Roast turkey served with red currant jam and dark gravy laced with port.
Photo Jan-Erik Nilsson, Cheryl Cordeiro-Nilsson for Cheryl Marie Cordeiro © 2009
Growing up in the Eurasian tradition in Singapore, it was my family’s tradition to have a variety of meats especially during the festive seasons. Roast turkey was one for serving on New Year’s Eve. The smell of a roast turkey wafting from the kitchen is indescribably decadent and something I’ve always looked forward to come New Year’s.
Since being in Sweden, I have had little opportunities to bring over a lot of my food traditions, partly because I spend so much time exploring the new and traditional of Swedish cuisine. Come this weekend however, we decided to put turkey on the table!
Roast turkey stuffing of apples, prunes and purple onions.
Having never baked a turkey before, this roast turkey experiment was something I had looked forward to for a long time. There isn’t much turkey eating traditions here in Sweden in general, goose being more common. Also celebrating Thanksgiving with a turkey is an American tradition and New Year’s in Sweden is often spent with salmon or roast lamb.
Roast turkey baste.
On the turkey, there is no need to go into the baking recipe here since all families have their own variation, simply search for “roast turkey recipe” and you’ll get about 800,000 hits.
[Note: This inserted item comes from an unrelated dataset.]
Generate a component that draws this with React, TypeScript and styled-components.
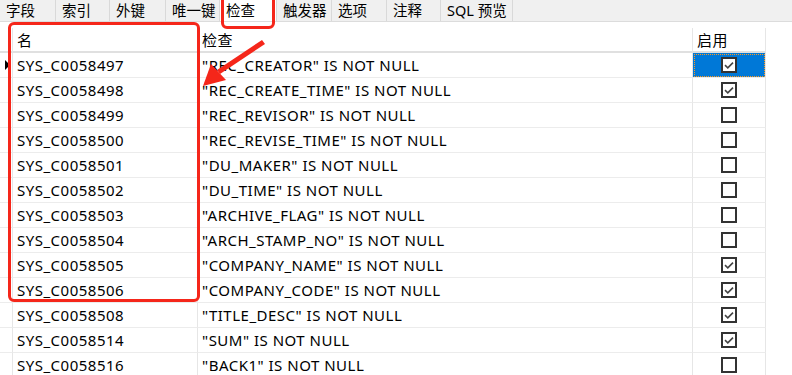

What could be tricky for roast turkey is to have it adequately moist on the inside when serving. These modern big birds don’t fly much, so their muscle fibers tend to be compact, prone to difficult cooking. We solved this by stuffing it with a lot of apple pieces and some plums with the theory that the moist filling would help with the cooking. I am not so sure about that but, the results were alright for our roasted turkey. More important was to use as low an oven temperature that you believe you can get away with. We started by heating up the oven to 250 C before putting in the turkey. We let it bake for some 5 to 10 minutes, until we could see that the skin was starting to get some color. Then we lowered the heat to 150 C and kept that temperature until done. This is the way to go to bake perfect legs of lamb and we figured it would work with turkey too.
Out of the oven.
Once the turkey is out of the oven, it should sit for at least 15 minutes. This is because it’s about 80 C inside when it is done, all muscle fibers are very tense and all moisture is still boiling inside the bird when it is done. If you cut into it immediately, the moisture and juices will run out of it as air out of a punctured tire. So give it some time for the juices to be reabsorbed into the meat before cutting. Serve with a really hot sauce, and the meal as such will be perfectly temperate.
On a platter with homemade red currant jam.
As for cutting, there is the traditional Master of the House Norman Rockwell style, meaning you cut slices off the bird at the table, and there is a much better “butchers cut” (see New York Times), where you show the bird at the table and then take it aside and carve it in a more economical way. Our preference is for the butcher’s cut because you get so much more out of the bird than any other way.
The port sauce we made for the turkey was a little bit our own creation and it was a screaming success. I’ve jotted it down here so we don’t forget it ourselves.
Aim for about half a liter of sauce. Begin with the meat sauce from the pan, after removing and parting the turkey. Add some water, stir, whisk and strain into a new pot. Add a chicken meat cube and some soy sauce, black pepper and salt to taste. Once to your liking, add about half a cup red currant jelly, half a cup of cream and about 1 tbs of port. We used Sandeman Port in our gravy. Heat, stir till smooth and serve.
This turkey meal turned out heavenly! One way or another turkey has now found a place in our hearts as well as at our table. Perhaps Easter will be the next perfect opportunity to put turkey on the table or St. Valentine’s day that happens to fall on the first day of the Chinese Lunar New Year this year. All in all, the success of this meal in itself calls for some celebration.